WHAT YOU WILL DO: Copy out each line of the data holding "index".

SOURCE DATA:
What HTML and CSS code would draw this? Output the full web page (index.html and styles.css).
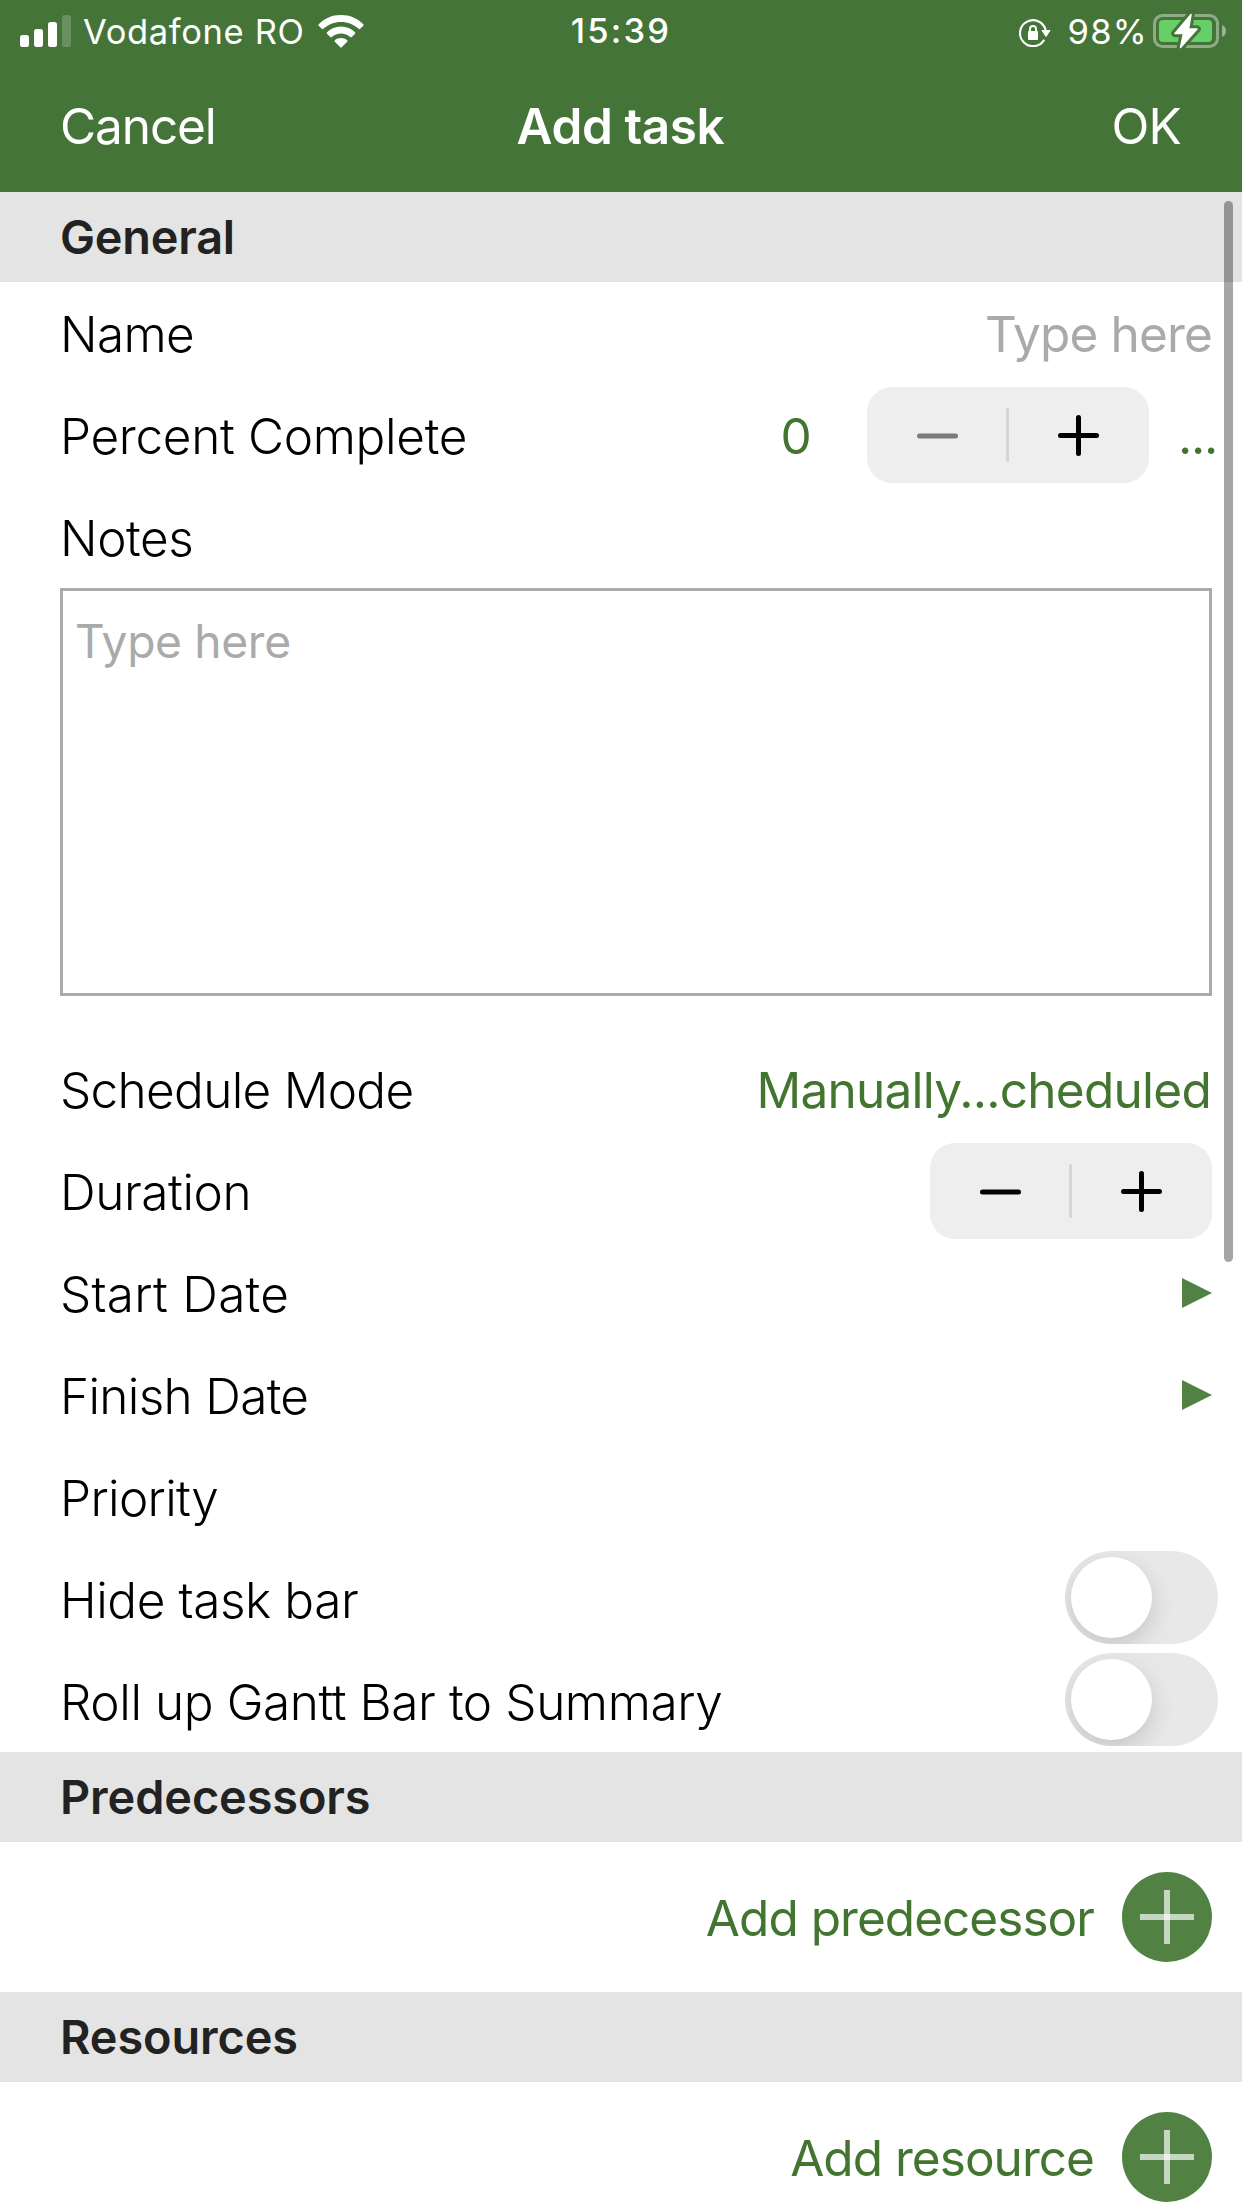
FILE: index.html
```html
<!DOCTYPE html>
<html lang="en">

<head>
    <title>Add task</title>
    <meta charset="UTF-8">
    <meta name="viewport" content="width=device-width, initial-scale=1.0">
    <link rel="stylesheet" href="styles.css">
</head>

<body>
    <header class="mainHeader">
        <div class="statusBar">
            <div class="statusBar-left">
                <svg class="signalIcon" width="51" height="32" viewBox="0 0 51 32" fill="#fff">
                    <rect x="0" y="20" width="9" height="12" rx="2.5" />
                    <rect x="14" y="14" width="9" height="18" rx="2.5" />
                    <rect x="28" y="7" width="9" height="25" rx="2.5" />
                    <rect x="42" y="0" width="9" height="32" rx="2.5" opacity=".2" />
                </svg>
                <span class="statusBar-carrier">Vodafone RO</span>
                <svg class="wifiIcon" width="46" height="33" viewBox="0 0 46 33" fill="#fff">
                    <path d="M23 0C32 0 39.500 3.300 45.300 9.300Q46 10 45.300 10.700L42.200 13.800Q41.500 14.500 40.700 13.800C35.500 9.300 30 6.900 23 6.900S10.500 9.300 5.300 13.800Q4.500 14.500 3.800 13.800L.7 10.700Q0 10 .7 9.300C6.500 3.300 14 0 23 0Z" />
                    <path d="M23 11.500C28.500 11.500 33.200 13.600 37 17.300Q37.700 18 37 18.700L33.800 21.900Q33 22.600 32.200 21.900C29.600 19.600 26.600 18.400 23 18.400S16.400 19.600 13.800 21.900Q13 22.600 12.200 21.900L9 18.700Q8.300 18 9 17.300C12.800 13.600 17.500 11.500 23 11.500Z" />
                    <path d="M23 23C25.500 23 27.500 23.800 29.200 25.200Q30 26 29.200 26.700L23.700 32.300Q23 33 22.300 32.300L16.800 26.700Q16 26 16.800 25.200C18.500 23.800 20.500 23 23 23Z" />
                </svg>
            </div>
            <time class="statusBar-time">15:39</time>
            <div class="statusBar-right">
                <svg class="lockIcon" width="32" height="28" viewBox="0 0 32 28" fill="none" stroke="#fff">
                    <path d="M25.200 20.800A13 13 0 1 1 26.600 11" stroke-width="2.200" />
                    <path d="M23 11.500H31L27 17.500Z" fill="#fff" stroke-width="1" stroke-linejoin="round" />
                    <rect x="9" y="12" width="10" height="9" rx="1" fill="#fff" stroke="none" />
                    <path d="M11 12.500V10Q11 7 14 7T17 10V12.500" stroke-width="2" />
                </svg>
                <span class="statusBar-percent">98%</span>
                <svg class="batteryIcon" width="74" height="36" viewBox="0 0 74 36">
                    <rect x="1.500" y="2.500" width="63" height="31" rx="8" fill="none" stroke="#fff" stroke-opacity=".4" stroke-width="3" />
                    <path d="M69 12Q73 13.500 73 18T69 24Z" fill="#fff" opacity=".45" />
                    <rect x="6" y="7" width="53" height="22" rx="4" fill="#65d068" />
                    <path d="M38 1.500L22 20.500H30.500L27.500 34.500L44 16H35.500Z" fill="#457439" stroke="#457439" stroke-width="7.500" stroke-linejoin="round" />
                    <path d="M38 1.500L22 20.500H30.500L27.500 34.500L44 16H35.500Z" fill="#fff" stroke="#fff" stroke-width="1.500" stroke-linejoin="round" />
                </svg>
            </div>
        </div>
        <nav class="navBar">
            <a class="navBar-cancel">Cancel</a>
            <h1 class="navBar-title">Add task</h1>
            <a class="navBar-ok">OK</a>
        </nav>
    </header>
    <main class="mainContent">
        <section>
            <h2 class="sectionTitle">General</h2>
            <div class="row">
                <span class="row-label tight">Name</span>
                <span class="row-placeholder">Type here</span>
            </div>
            <div class="row row-percent">
                <span class="row-label percent">Percent Complete</span>
                <span class="row-value">0</span>
                <div class="stepper">
                    <span class="stepper-button disabled"><svg width="41" height="41" viewBox="0 0 41 41"><path d="M2.500 21H38.500" /></svg></span>
                    <span class="stepper-divider"></span>
                    <span class="stepper-button"><svg width="41" height="41" viewBox="0 0 41 41"><path d="M2.500 20.500H38.500M20.500 2.500V38.500" /></svg></span>
                </div>
                <span class="row-more">...</span>
            </div>
            <div class="row">
                <span class="row-label">Notes</span>
            </div>
            <div class="notes">Type here</div>
            <div class="row">
                <span class="row-label tight">Schedule Mode</span>
                <span class="row-value">Manually...cheduled</span>
            </div>
            <div class="row">
                <span class="row-label">Duration</span>
                <div class="stepper">
                    <span class="stepper-button"><svg width="41" height="41" viewBox="0 0 41 41"><path d="M2.500 21H38.500" /></svg></span>
                    <span class="stepper-divider"></span>
                    <span class="stepper-button"><svg width="41" height="41" viewBox="0 0 41 41"><path d="M2.500 20.500H38.500M20.500 2.500V38.500" /></svg></span>
                </div>
            </div>
            <div class="row">
                <span class="row-label loose">Start Date</span>
                <svg width="30" height="30" viewBox="0 0 30 30"><path d="M0 0L30 15L0 30Z" fill="#518244" /></svg>
            </div>
            <div class="row">
                <span class="row-label tight">Finish Date</span>
                <svg width="30" height="30" viewBox="0 0 30 30"><path d="M0 0L30 15L0 30Z" fill="#518244" /></svg>
            </div>
            <div class="row">
                <span class="row-label tight">Priority</span>
            </div>
            <div class="row row-toggle">
                <span class="row-label">Hide task bar</span>
                <span class="toggle"></span>
            </div>
            <div class="row row-toggle">
                <span class="row-label">Roll up Gantt Bar to Summary</span>
                <span class="toggle"></span>
            </div>
        </section>
        <section>
            <h2 class="sectionTitle wide">Predecessors</h2>
            <div class="addRow">
                <span class="addRow-label">Add predecessor</span>
                <svg width="90" height="90" viewBox="0 0 90 90">
                    <circle cx="45" cy="45" r="45" fill="#518244" />
                    <path d="M18 45H72" stroke="#fff" stroke-opacity=".67" stroke-width="6" />
                    <path d="M45 18V72" stroke="#fff" stroke-opacity=".67" stroke-width="6" />
                </svg>
            </div>
        </section>
        <section>
            <h2 class="sectionTitle wide">Resources</h2>
            <div class="addRow">
                <span class="addRow-label">Add resource</span>
                <svg width="90" height="90" viewBox="0 0 90 90">
                    <circle cx="45" cy="45" r="45" fill="#518244" />
                    <path d="M18 45H72" stroke="#fff" stroke-opacity=".67" stroke-width="6" />
                    <path d="M45 18V72" stroke="#fff" stroke-opacity=".67" stroke-width="6" />
                </svg>
            </div>
        </section>
        <div class="scrollbar"></div>
    </main>
</body>

</html>
```
FILE: styles.css
```css
* {
    box-sizing: border-box;
}

body {
    margin: 0;
    height: 2208px;
    overflow: hidden;
    display: flex;
    flex-direction: column;
    background: white;
    color: black;
    font-family: Inter, 'Liberation Sans', sans-serif;
    font-size: 49.5px;
    font-weight: 300;
    line-height: 60px;
    white-space: nowrap;
}

svg {
    display: block;
    flex: none;
}

.mainHeader {
    height: 192px;
    flex: none;
    background: #457439;
    color: white;
    font-weight: 400;
}

/* status bar */
.statusBar {
    height: 60px;
    display: grid;
    grid-template-columns: 1fr auto 1fr;
    font-size: 34.5px;
}

.statusBar-left,
.statusBar-right {
    display: flex;
    align-items: center;
}

.statusBar-left {
    padding-left: 20px;
}

.statusBar-right {
    justify-content: flex-end;
    padding-right: 15px;
}

.statusBar-carrier {
    padding-top: 2px;
    margin: 0 13px 0 12px;
    letter-spacing: .65px;
}

.statusBar-time {
    padding-top: 1px;
    font-weight: 500;
    letter-spacing: 2.200px;
}

.statusBar-percent {
    padding-top: 2px;
    margin: 0 5px 0 16px;
    letter-spacing: 1.300px;
}

.lockIcon {
    margin-top: 4px;
}

/* nav bar */
.navBar {
    height: 132px;
    padding: 0 61px 0 60px;
    display: grid;
    grid-template-columns: 1fr auto 1fr;
    align-items: center;
}

.navBar-cancel {
    letter-spacing: -1.100px;
}

.navBar-title {
    margin: 0;
    font-size: 49.5px;
    font-weight: 600;
    letter-spacing: -.4px;
}

.navBar-ok {
    text-align: right;
    letter-spacing: -.85px;
}

/* form */
.mainContent {
    position: relative;
    flex: 1;
}

.sectionTitle {
    margin: 0;
    padding-left: 60px;
    height: 90px;
    background: #e4e4e4;
    color: #222;
    font-size: 46.8px;
    font-weight: 600;
    line-height: 90px;
    letter-spacing: -.2px;
}

.sectionTitle.wide {
    letter-spacing: -.08px;
}

.row {
    height: 102px;
    padding: 0 30px 0 60px;
    display: flex;
    align-items: center;
}

.row-label {
    flex: 1;
    padding-top: 2px;
    letter-spacing: -.42px;
}

.row-label.tight {
    letter-spacing: -.68px;
}

.row-label.percent {
    letter-spacing: -.33px;
}

.row-label.loose {
    letter-spacing: .25px;
}

.row-placeholder {
    padding-top: 2px;
    font-weight: 400;
    color: #aaa;
    letter-spacing: -.85px;
}

.row-value,
.row-more {
    padding-top: 2px;
    font-weight: 400;
    color: #42752f;
    letter-spacing: -.74px;
}

.row-value {
    margin-right: 1px;
}

.row-percent {
    padding-right: 25px;
}

.row-percent .row-value {
    margin-right: 56px;
}

.row-more {
    margin-left: 29px;
    letter-spacing: -1.300px;
}

.row-toggle {
    padding-right: 24px;
}

.notes {
    height: 408px;
    margin: 0 30px 42px 60px;
    padding: 20px 12px;
    border: 3px solid #aaa;
    color: #aaa;
    font-size: 46.2px;
    font-weight: 400;
    letter-spacing: -.35px;
}

.stepper {
    width: 282px;
    height: 96px;
    display: flex;
    align-items: center;
    background: #eee;
    border-radius: 25px;
}

.stepper-button {
    flex: 1;
    display: flex;
    justify-content: center;
}

.stepper-button svg {
    stroke: black;
    stroke-width: 5;
    stroke-linecap: round;
}

.stepper-button.disabled svg {
    stroke: #7b7b7b;
}

.stepper-divider {
    width: 3px;
    height: 54px;
    margin: 0 -1px 0 -2px;
    border-radius: 1.500px;
    background: #d5d5d5;
}

.toggle {
    width: 153px;
    height: 93px;
    margin-bottom: 3px;
    padding: 6px;
    border-radius: 47px;
    background: #e8e8e8;
    overflow: hidden;
}

.toggle::before {
    content: '';
    display: block;
    width: 81px;
    height: 81px;
    border-radius: 50%;
    background: white;
    box-shadow: 0 9px 24px rgba(0, 0, 0, .15);
}

.addRow {
    height: 150px;
    padding-right: 30px;
    display: flex;
    align-items: center;
    justify-content: flex-end;
    gap: 28px;
}

.addRow-label {
    padding-top: 2px;
    font-weight: 400;
    color: #42752f;
    letter-spacing: -.96px;
}

/* thumb lies over the form */
.scrollbar {
    position: absolute;
    top: 9px;
    right: 9px;
    width: 9px;
    height: 1061px;
    border-radius: 5px;
    background: rgba(0, 0, 0, .35);
}
```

SOLUTION TO THE PROBLEM:
What HTML and CSS code would draw this? Output the full web page (index.html and styles.css).
FILE: index.html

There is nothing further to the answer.